Until the End of the World changed all that. It was supposed to have been Wenders' grand-scale, heroic stepping out onto the stage of commercial cinema: a nearly three-hour epic adventure that was to be a writing-large of his previous cinema - with his past most visibly present in the form of his usual alter-ego, Rudiger Vogler, as a noirish gumshoe, and in the film's self-consciousness and querying of image making, with Max von Sydow as a scientist who has created an addictive, image-oriented technology that stands in for our relationship with cinema. It had a world class soundtrack (Talking Heads, U2, Nick Cave, Lou Reed, Can, Patti Smith, Elvis Costello... and more, mostly original songs commissioned by Wenders) and international locations - including a trip to Japan to pay homage to Ozu by casting one of his usual actors in a role, Chishu Ryu, but also locations in Australia, Portugal, France, Russia, Italy, and even China, to say nothing of the USA and Germany. It offered lush colours, gorgeous cinematography (Robby Muller), and a world-class cast (including William Hurt, Jeanne Moreau, Soveig Dommartin, and even Sam Neill). It LOOKED like it was going to be an enormous, ambitious, larger-than-life validation of one of the great artists of the cinema, coming out from the foreign-film ghetto, so to speak, and making movies on a global scale. It would turn a cult hero of world cinema into a major Hollywood player - the artist Steven Spielberg wasn't even as yet aspiring to be, at that time.

It was painful to watch, back in 1991. The film was a mess. It was, at times, effective - there were flickers of its potential throughout - but it was undeniably also confusing and boring and inelegant, and overall, it just did not work.
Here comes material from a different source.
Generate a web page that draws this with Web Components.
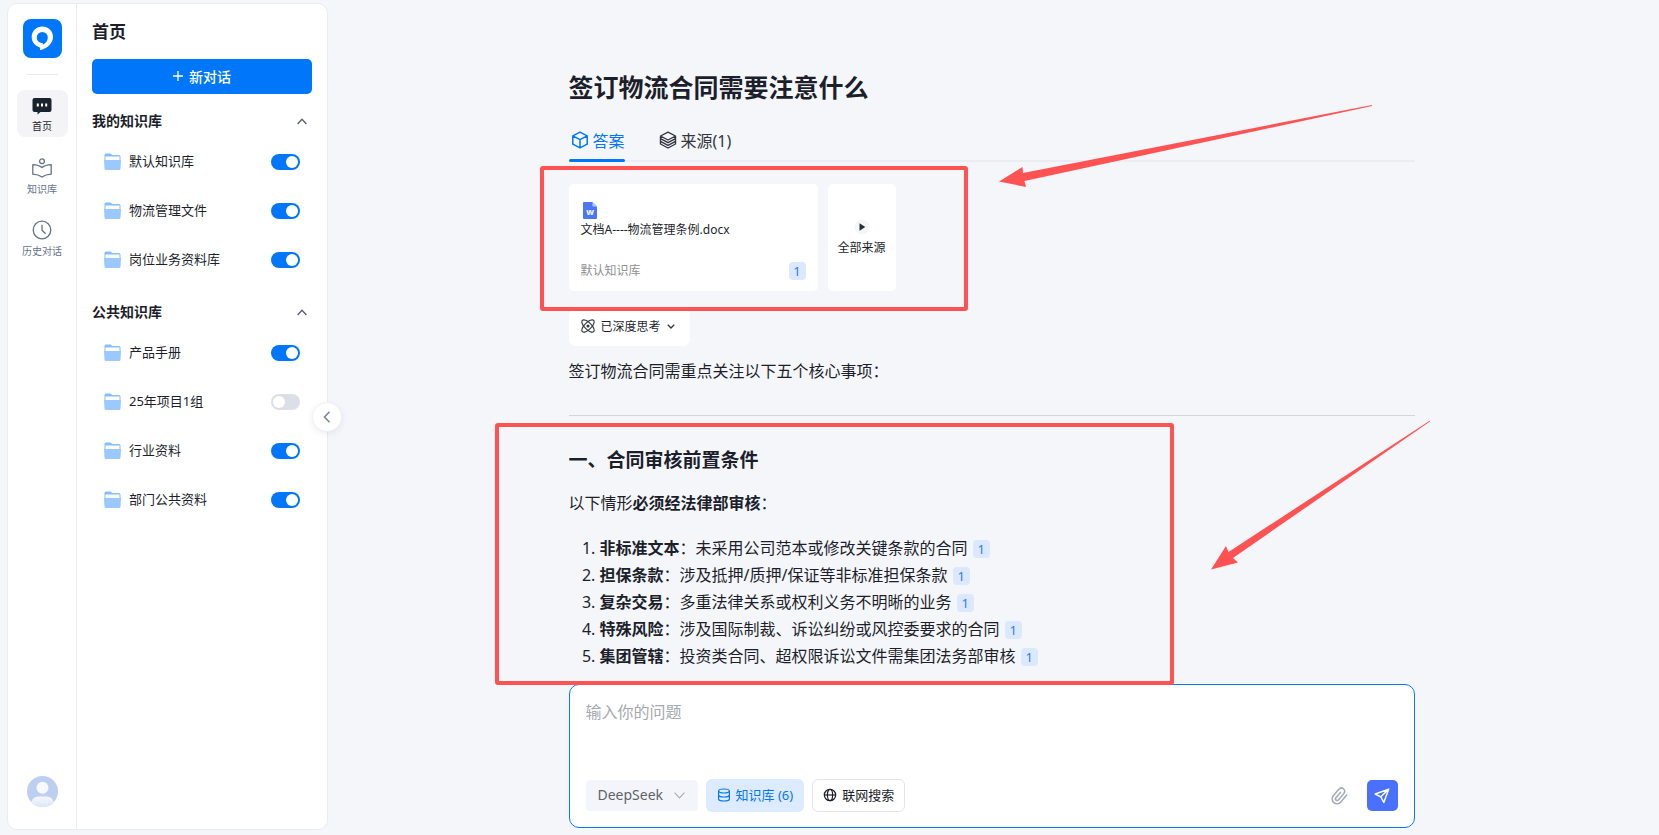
<!DOCTYPE html>
<html lang="zh-CN">
<head>
<meta charset="utf-8">
<meta name="viewport" content="width=device-width, initial-scale=1">
<title>首页</title>
<style>
    html,body{
        margin:0;
        height:100%;
    }
    body{
        --main:#0077fa;
        --ink:#1c1f2b;
        --muted:#64748b;
        --page:#f4f6fa;
        --chip:#dbe8ff;
        background:var(--page);
        color:var(--ink);
        font-family:"Noto Sans","Noto Sans CJK SC",sans-serif;
        font-size:16px;
    }
</style>
</head>
<body>
<app-shell>
    <side-rail slot="rail"></side-rail>
    <kb-sidebar slot="sidebar">
        <kb-group label="我的知识库">
            <kb-item label="默认知识库" on></kb-item>
            <kb-item label="物流管理文件" on></kb-item>
            <kb-item label="岗位业务资料库" on></kb-item>
        </kb-group>
        <kb-group label="公共知识库">
            <kb-item label="产品手册" on></kb-item>
            <kb-item label="25年项目1组"></kb-item>
            <kb-item label="行业资料" on></kb-item>
            <kb-item label="部门公共资料" on></kb-item>
        </kb-group>
    </kb-sidebar>
    <answer-view></answer-view>
    <chat-composer></chat-composer>
    <markup-layer></markup-layer>
</app-shell>

<script>
const base=`
    :host,*{box-sizing:border-box;}
    button,input,select,textarea{font:inherit;color:inherit;margin:0;}
    button{border:0;background:none;padding:0;cursor:pointer;}
    a{color:inherit;text-decoration:none;}
    svg{display:block;flex:none;}
`;

// registers an element whose shadow root is filled from getTemplate(self)
function define(name, getTemplate){
    customElements.define(name, class extends HTMLElement {
        constructor() {
            super();
            this.attachShadow({mode: 'open'});
        }

        connectedCallback(){
            this.shadowRoot.innerHTML=getTemplate(this);
        }
    });
}

define('app-shell', () => `
    <style>
        ${base}
        :host{display:flex;height:100vh;overflow:hidden;}
        .panel{
            position:relative;
            display:flex;
            flex:none;
            margin:3px 0 5px 7px;
            background:#fff;
            border:1px solid #ebecf0;
            border-radius:10px;
        }
        .collapse{
            position:absolute;
            right:-15px;
            top:50%;
            transform:translateY(-50%);
            width:30px;
            height:30px;
            border-radius:50%;
            background:#fff;
            border:1px solid #f0f1f5;
            box-shadow:0 2px 6px rgba(30,40,80,.08);
            display:grid;
            place-items:center;
        }
        main{
            flex:1;
            min-width:0;
            padding:0 24px 7px 20px;
            display:flex;
            justify-content:center;
        }
        .column{
            position:relative;
            width:100%;
            max-width:846px;
            display:flex;
            flex-direction:column;
        }
    </style>
    <div class="panel">
        <slot name="rail"></slot>
        <slot name="sidebar"></slot>
        <button class="collapse" aria-label="收起">
            <svg width="8" height="12" viewBox="0 0 8 12" fill="none" stroke="#7a869c" stroke-width="1.6"><path d="M6.5 .8 1.5 6l5 5.2"/></svg>
        </button>
    </div>
    <main><div class="column"><slot></slot></div></main>
`);

define('side-rail', () => `
    <style>
        ${base}
        :host{
            display:flex;
            flex-direction:column;
            align-items:center;
            width:69px;
            padding:15px 0 22px;
            border-right:1px solid #ebecf0;
        }
        .logo{border-radius:8px;}
        hr{width:31px;border:0;border-top:1px solid #e8e9ee;margin:16px 0 15px;}
        nav{display:flex;flex-direction:column;gap:15px;}
        .avatar{margin-top:auto;}
    </style>
    <a class="logo" href="#" aria-label="主页">
        <svg width="39" height="39" viewBox="0 0 39 39">
            <rect width="39" height="39" rx="8" fill="#0077fa"/>
            <path fill="#fff" fill-rule="evenodd" d="M19.3 7.6c6 0 10.7 4.600 10.700 10.400 0 5.900-5.200 11.700-13.200 13.200.6-1.200.5-2.200-.3-3C11.700 26.800 8.700 22.700 8.700 18c0-5.800 4.700-10.400 10.600-10.400zm0 5.300a5.500 5.500 0 0 0-5.500 5.500c0 3.300 2.600 5.500 5.300 5.500.7 0 1 .9.800 1.800 2.600-1.300 4.900-3.900 4.900-7.300a5.500 5.500 0 0 0-5.500-5.500z"/>
        </svg>
    </a>
    <hr>
    <nav>
        <rail-item label="首页" active>
            <svg width="20" height="18" viewBox="0 0 20 18"><path fill="#1c222d" d="M2.500 1h15A2 2 0 0 1 19.500 3v10a2 2 0 0 1-2 2H8.500L5.500 17.500V15h-3a2 2 0 0 1-2-2V3a2 2 0 0 1 2-2z"/><path fill="#fff" d="M4.800 6.500h2v3h-2zm4.200 0h2v3H9zm4.200 0h2v3h-2z"/></svg>
        </rail-item>
        <rail-item label="知识库">
            <svg width="20" height="20" viewBox="0 0 20 20" fill="none" stroke="#64748b" stroke-width="1.300" stroke-linejoin="round"><circle cx="10" cy="3.300" r="2.400"/><path d="M10 9.500C7.500 7.400 4.500 6.800.800 6.600v9.600c3.700.2 6.700 1 9.200 2.800 2.500-1.800 5.500-2.600 9.200-2.800V6.600c-3.700.2-6.700.8-9.200 2.900z"/></svg>
        </rail-item>
        <rail-item label="历史对话">
            <svg width="20" height="20" viewBox="0 0 20 20" fill="none" stroke="#64748b" stroke-width="1.300"><circle cx="10" cy="10" r="8.800"/><path d="M10 4.800V10.300l3.600 3.400"/></svg>
        </rail-item>
    </nav>
    <svg class="avatar" width="31" height="31" viewBox="0 0 31 31">
        <defs>
            <clipPath id="c"><circle cx="15.500" cy="15.500" r="15.500"/></clipPath>
            <linearGradient id="g" x1="0" y1="0" x2="0" y2="1"><stop offset="0" stop-color="#f4f7fe"/><stop offset="1" stop-color="#dde7f8"/></linearGradient>
        </defs>
        <g clip-path="url(#c)">
            <rect width="31" height="31" fill="#bccff0"/>
            <circle cx="15.500" cy="11.800" r="6" fill="#f6f9ff"/>
            <path fill="url(#g)" d="M3.500 31c0-7 3-10.500 8-10.500h8c5 0 8 3.500 8 10.500z"/>
        </g>
    </svg>
`);

define('rail-item', self => `
    <style>
        ${base}
        :host{display:block;}
        a{
            display:flex;
            flex-direction:column;
            align-items:center;
            justify-content:center;
            gap:4px;
            width:51px;
            height:47px;
            padding-top:2px;
            border-radius:8px;
            font-size:10px;
            line-height:14px;
            white-space:nowrap;
            color:${self.hasAttribute('active')?'var(--ink)':'var(--muted)'};
            background:${self.hasAttribute('active')?'#f4f4f7':'none'};
        }
    </style>
    <a href="#"><slot></slot><span>${self.getAttribute('label')}</span></a>
`);

define('kb-sidebar', () => `
    <style>
        ${base}
        :host{display:block;width:250px;padding:15px 15px 0;}
        h1{margin:0 0 14px;font-size:17px;line-height:26px;font-weight:600;}
        .new{
            display:flex;
            align-items:center;
            justify-content:center;
            gap:6px;
            width:100%;
            height:35px;
            padding-bottom:2px;
            border-radius:5px;
            background:var(--main);
            color:#fff;
            font-size:14px;
            font-weight:500;
        }
        .groups{display:flex;flex-direction:column;gap:16px;margin-top:15px;}
    </style>
    <h1>首页</h1>
    <button class="new">
        <svg width="10" height="10" viewBox="0 0 10 10" stroke="#fff" stroke-width="1.300"><path d="M5 0v10M0 5h10"/></svg>
        新对话
    </button>
    <div class="groups"><slot></slot></div>
`);

define('kb-group', self => `
    <style>
        ${base}
        :host{display:block;}
        .head{
            display:flex;
            align-items:center;
            justify-content:space-between;
            width:100%;
            padding-right:5px;
            font-size:14px;
            line-height:24px;
            font-weight:600;
            margin-bottom:4px;
        }
    </style>
    <button class="head" aria-expanded="true">
        ${self.getAttribute('label')}
        <svg width="10" height="7" viewBox="0 0 10 7" fill="none" stroke="#5b6270" stroke-width="1.400"><path d="M.600 6 5 1.300 9.400 6"/></svg>
    </button>
    <slot></slot>
`);

define('kb-item', self => `
    <style>
        ${base}
        :host{display:block;}
        label{
            display:flex;
            align-items:center;
            gap:8px;
            height:49px;
            padding:0 12px;
            font-size:13px;
        }
        span{padding-bottom:2px;}
        input{
            appearance:none;
            margin-left:auto;
            width:29px;
            height:16px;
            padding:2px;
            border-radius:8px;
            background:#dcdfe6;
            display:flex;
        }
        input::before{content:"";width:12px;height:12px;border-radius:50%;background:#fff;}
        input:checked{background:var(--main);justify-content:flex-end;}
    </style>
    <label>
        <svg width="17" height="17" viewBox="0 0 17 17">
            <path fill="#86bdfb" d="M.500 2A1.500 1.500 0 0 1 2 .500h4.500L8.300 2H15A1.500 1.500 0 0 1 16.500 3.500V9H.500z"/>
            <path fill="#fff" d="M1.500 3.500h14v5h-14z"/>
            <path fill="#99c9ff" d="M0 7h17l-.5 8.500A1.500 1.500 0 0 1 15 17H2A1.500 1.500 0 0 1 .500 15.500z"/>
        </svg>
        <span>${self.getAttribute('label')}</span>
        <input type="checkbox" role="switch" ${self.hasAttribute('on')?'checked':''}>
    </label>
`);

define('cite-chip', () => `
    <style>
        :host{
            display:inline-flex;
            align-items:center;
            justify-content:center;
            width:17px;
            height:18px;
            border-radius:4px;
            background:var(--chip);
            color:#1f80f5;
            font-size:13px;
            line-height:18px;
        }
    </style>
    <slot></slot>
`);

define('answer-view', () => `
    <style>
        ${base}
        :host{display:block;flex:1;min-height:0;overflow:hidden;padding-top:70px;}
        h2{margin:0;font-size:25px;line-height:34px;font-weight:700;}
        .tabs{
            display:flex;
            gap:32px;
            height:40px;
            margin-top:18px;
            border-bottom:2px solid #ebedf4;
        }
        .tabs button{
            position:relative;
            display:flex;
            align-items:center;
            gap:4px;
            padding:0 0 2px 2px;
            color:#33363f;
        }
        .tabs .active{color:var(--main);}
        .active::after{
            content:"";
            position:absolute;
            left:0;
            right:0;
            bottom:-2px;
            height:3px;
            border-radius:2px;
            background:var(--main);
        }
        .sources{display:flex;gap:10px;margin-top:22px;height:107px;font-size:12px;line-height:18px;}
        .doc{
            display:flex;
            flex-direction:column;
            width:249px;
            padding:18px 12px 11px;
            background:#fff;
            border-radius:5px;
        }
        .doc svg{margin-left:2px;}
        .doc .name{margin-top:2px;}
        .foot{display:flex;justify-content:space-between;margin-top:auto;color:#8f8f8f;}
        .all{
            display:flex;
            flex-direction:column;
            align-items:center;
            justify-content:center;
            gap:4px;
            width:68px;
            background:#fff;
            border-radius:5px;
        }
        .think{
            display:flex;
            align-items:center;
            gap:6px;
            height:38px;
            margin-top:17px;
            padding:0 15px 2px 12px;
            border-radius:7px;
            background:#fff;
            font-size:12px;
        }
        article{line-height:27px;}
        article p{margin:12px 0 0;}
        article hr{border:0;border-top:1px solid #d2d6dd;margin:30px 0 29px;}
        article h3{margin:0 0 15px;font-size:19px;line-height:30px;font-weight:700;}
        article h3 + p{margin:0;}
        strong{font-weight:600;}
        ol{margin:18px 0 0;padding-left:31px;}
        li cite-chip{margin-left:1px;vertical-align:baseline;}
    </style>
    <h2>签订物流合同需要注意什么</h2>
    <div class="tabs" role="tablist">
        <button class="active" role="tab" aria-selected="true">
            <svg width="18" height="18" viewBox="0 0 18 18" fill="none" stroke="currentColor" stroke-width="1.500" stroke-linejoin="round"><path d="M9 1.200 16.200 4.800v8.400L9 16.800 1.800 13.200V4.800zM1.800 4.800 9 8.600l7.200-3.800M9 8.600v8.200"/></svg>
            答案
        </button>
        <button role="tab" aria-selected="false">
            <svg width="18" height="18" viewBox="0 0 18 18" fill="none" stroke="currentColor" stroke-width="1.400" stroke-linejoin="round"><path d="M9 1.200 16.500 5 9 9 1.500 5zM1.500 5v8L9 17l7.500-4V5M1.500 7.700 9 11.700l7.500-4M1.500 10.400 9 14.400l7.500-4"/></svg>
            来源(1)
        </button>
    </div>
    <div class="sources">
        <div class="doc">
            <svg width="14" height="17" viewBox="0 0 14 17">
                <path fill="#4b76f8" d="M1 0h8.500L14 4.500V16a1 1 0 0 1-1 1H1a1 1 0 0 1-1-1V1a1 1 0 0 1 1-1z"/>
                <path fill="#b9cbff" d="M9.500 0 14 4.500H9.500z"/>
                <text x="7" y="13" fill="#fff" font-size="9" font-weight="700" text-anchor="middle">w</text>
            </svg>
            <span class="name">文档A----物流管理条例.docx</span>
            <span class="foot">默认知识库<cite-chip>1</cite-chip></span>
        </div>
        <button class="all">
            <svg width="16" height="16" viewBox="0 0 16 16"><circle cx="8" cy="8" r="7.500" fill="#f5f6f8"/><path fill="#2b2e36" d="M5.500 4.300v7.400L11.300 8z"/></svg>
            全部来源
        </button>
    </div>
    <button class="think">
        <svg width="14" height="14" viewBox="0 0 14 14" fill="none" stroke="#33363f" stroke-width="1.100"><ellipse cx="7" cy="7" rx="8" ry="3.400" transform="rotate(45 7 7)"/><ellipse cx="7" cy="7" rx="8" ry="3.400" transform="rotate(-45 7 7)"/><circle cx="7" cy="7" r="1" fill="#33363f"/></svg>
        已深度思考
        <svg width="8" height="5" viewBox="0 0 8 5" fill="none" stroke="#33363f" stroke-width="1.300"><path d="M.800.800 4 4 7.200.800"/></svg>
    </button>
    <article>
        <p>签订物流合同需重点关注以下五个核心事项：</p>
        <hr>
        <h3>一、合同审核前置条件</h3>
        <p>以下情形<strong>必须经法律部审核</strong>：</p>
        <ol>
            <li><strong>非标准文本</strong>：未采用公司范本或修改关键条款的合同 <cite-chip>1</cite-chip></li>
            <li><strong>担保条款</strong>：涉及抵押/质押/保证等非标准担保条款 <cite-chip>1</cite-chip></li>
            <li><strong>复杂交易</strong>：多重法律关系或权利义务不明晰的业务 <cite-chip>1</cite-chip></li>
            <li><strong>特殊风险</strong>：涉及国际制裁、诉讼纠纷或风控委要求的合同 <cite-chip>1</cite-chip></li>
            <li><strong>集团管辖</strong>：投资类合同、超权限诉讼文件需集团法务部审核 <cite-chip>1</cite-chip></li>
        </ol>
    </article>
`);

define('chat-composer', () => `
    <style>
        ${base}
        :host{
            display:block;
            flex:none;
            padding:14px 16px 15px;
            background:#fff;
            border:1px solid #0a7af5;
            border-radius:10px;
        }
        textarea{
            display:block;
            width:100%;
            height:72px;
            padding:0;
            border:0;
            outline:0;
            resize:none;
            background:none;
            line-height:27px;
        }
        textarea::placeholder{color:#a6a9b0;}
        .bar{display:flex;align-items:center;gap:8px;margin-top:8px;font-size:13px;}
        .model{position:relative;color:#606266;font-size:14px;}
        select{
            appearance:none;
            display:block;
            width:112px;
            height:31px;
            padding:0 12px 2px;
            border:0;
            border-radius:4px;
            background:#f4f5fa;
        }
        .model svg{position:absolute;right:13px;top:12px;pointer-events:none;}
        .bar button{display:flex;align-items:center;justify-content:center;gap:5px;height:33px;border-radius:6px;}
        .bar .kb{padding:0 11px 2px;background:#dcebff;color:var(--main);}
        .bar .web{padding:0 10px 2px;border:1px solid #e2e4ea;}
        .clip{margin-left:auto;margin-right:11px;}
        .bar .send{width:31px;height:31px;background:#4a70ff;border-radius:5px;}
    </style>
    <textarea placeholder="输入你的问题" aria-label="输入你的问题"></textarea>
    <div class="bar">
        <div class="model">
            <select aria-label="模型"><option>DeepSeek</option></select>
            <svg width="11" height="7" viewBox="0 0 11 7" fill="none" stroke="#a8abb2" stroke-width="1.100"><path d="M.600.700 5.500 5.900 10.400.700"/></svg>
        </div>
        <button class="kb">
            <svg width="14" height="14" viewBox="0 0 14 14" fill="none" stroke="currentColor" stroke-width="1.200"><ellipse cx="7" cy="3" rx="5.400" ry="2"/><path d="M1.600 3v8c0 1.100 2.400 2 5.400 2s5.400-.9 5.400-2V3M1.600 7c0 1.100 2.400 2 5.400 2s5.400-.9 5.400-2"/></svg>
            知识库 (6)
        </button>
        <button class="web">
            <svg width="14" height="14" viewBox="0 0 14 14" fill="none" stroke="currentColor" stroke-width="1.200"><circle cx="7" cy="7" r="5.700"/><ellipse cx="7" cy="7" rx="2.600" ry="5.700"/><path d="M1.300 7h11.400"/></svg>
            联网搜索
        </button>
        <button class="clip" aria-label="附件">
            <svg width="17" height="19" viewBox="0 0 17 19" fill="none" stroke="#a3abb8" stroke-width="1.500" stroke-linecap="round"><path d="m15.700 9-5.900 7c-1.800 2.100-4.800 2.400-6.900.700s-2.300-4.800-.6-6.900l5.500-6.500c1.200-1.400 3.200-1.700 4.600-.5s1.600 3.200.4 4.700l-5.400 6.400c-.6.700-1.600.8-2.300.2s-.8-1.600-.2-2.300l4.600-5.400"/></svg>
        </button>
        <button class="send" aria-label="发送">
            <svg width="16" height="16" viewBox="0 0 16 16" fill="none" stroke="#fff" stroke-width="1.500" stroke-linejoin="round"><path d="M14.700 1.300 1.200 6l5.600 2.800L9.800 14.500zM14.700 1.300 6.800 8.800"/></svg>
        </button>
    </div>
`);

// red review marks drawn freely over the answer column
define('markup-layer', () => `
    <style>
        :host{position:absolute;inset:0;z-index:2;pointer-events:none;}
        svg{display:block;width:100%;height:100%;overflow:visible;}
    </style>
    <svg fill="#ff5252" aria-hidden="true">
        <g fill="none" stroke="#ff5252" stroke-width="4">
            <rect x="-27" y="168" width="424" height="141" rx="1"/>
            <rect x="-72" y="425" width="675" height="258" rx="1"/>
        </g>
        <path d="M803 105 454 173 453.500 167 430 181.500 457 187 455.500 181 803 106z"/>
        <path d="M861 420.500 659.500 552 657 546 642 569.500 669 562.500 664 558 861 421.500z"/>
    </svg>
`);
</script>
</body>
</html>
I don't really remember the full effect, the frustration, even the anger - because I only saw it one time, in the theatre first run, and never went back - but I remember being totally excited on going into the cinema - rushing out to see it on opening week - and being totally disappointed on coming out. It hadn't even been merely okay. I don't think I ever even owned it on VHS tape, when it came out, thought I never wanted to see the film again. Its failure seemed to have kinship with what a lot of bands were doing around the same time - like X, with their intended commercial debut, Ain't Love Grand, or the Replacements, with their increasingly less lovable Pleased to Meet Me and Don't Tell a Soul, or Husker Du, with Warehouse. These were all supposed to be points at which our heroes - the punks, cinephiles, misfits - became everyone's heroes. But they weren't, and neither was the film: as with those albums, it served only to damage the reputation of the artist responsible with their fan base. I guess he's not a master of cinema after all... so what's Herzog doing?

We gather, now, that what we all saw back then was NOT the film that Wenders intended - that it was meddled with, that a much, much shorter version was imposed upon him. It was, when all is said and done, not his fault. Everyone, including Wenders, says that his five hour director's cut of the film is the vastly superior version of the film.  THAT is the version that is screening, tonight and tomorrow at the Cinematheque, making its theatrical premiere in Vancouver. And really, all things considered, I guess I have no choice: I MUST see it, must see what could have been, should have been - must, out of respect for how much I used to love him, give Wenders his due, and maybe undo some of the damage done by that 1991 bad experience in the cinema... if such a thing is possible.

Wenders made a couple of other films I liked after Until the End of the World - including his underrated sequel to The State of Things, Lisbon Story. But Until the End of the World was the film that marked the loss of a hero, for me, that gave birth to the filmmaker we have now, who I have never really felt I understood, never really been able to engage with (The End of Violence, The Million Dollar Hotel, Land of Plenty: I have tried all of them, even tried to like them, and have in no case really succeeded. Hell, I don't think I managed to even finish Don't Come Knocking). Maybe the damage done to Until the End of the World when it screened in a shortened cut didn't just damage my appreciation for Wenders, but damaged him, too? His fictional features have never really been on a level with his early work, since (tho' of course he's made some good documentaries. It doesn't really count).

Anyhow, cinema lovers kinda owe it to Wenders to see the film he intended Until the End of the World to be, back in 1991. I've been reluctant to commit, but here, I'm doing it. I'll be at the Cinematheque today, at 6:30. Come join me...!

1 comment:

Allan MacInnis said...

Nope, nope, nope. I left after one hour of winking genre nods and impossibly corny, unconvincing dialogue ("you're a poet... and you know it!"). Beautifully photographed, nice locations, but it was more or less the same movie I remembered, only much more leisurely paced... I managed to stay awake, but not to stay interested. NOT recommended. I gather Criterion will be releasing a video version of it, but... I think I'm going to stay well away.

However, Scream Factory's Blu of THE CAR is out this week! Yaaaah!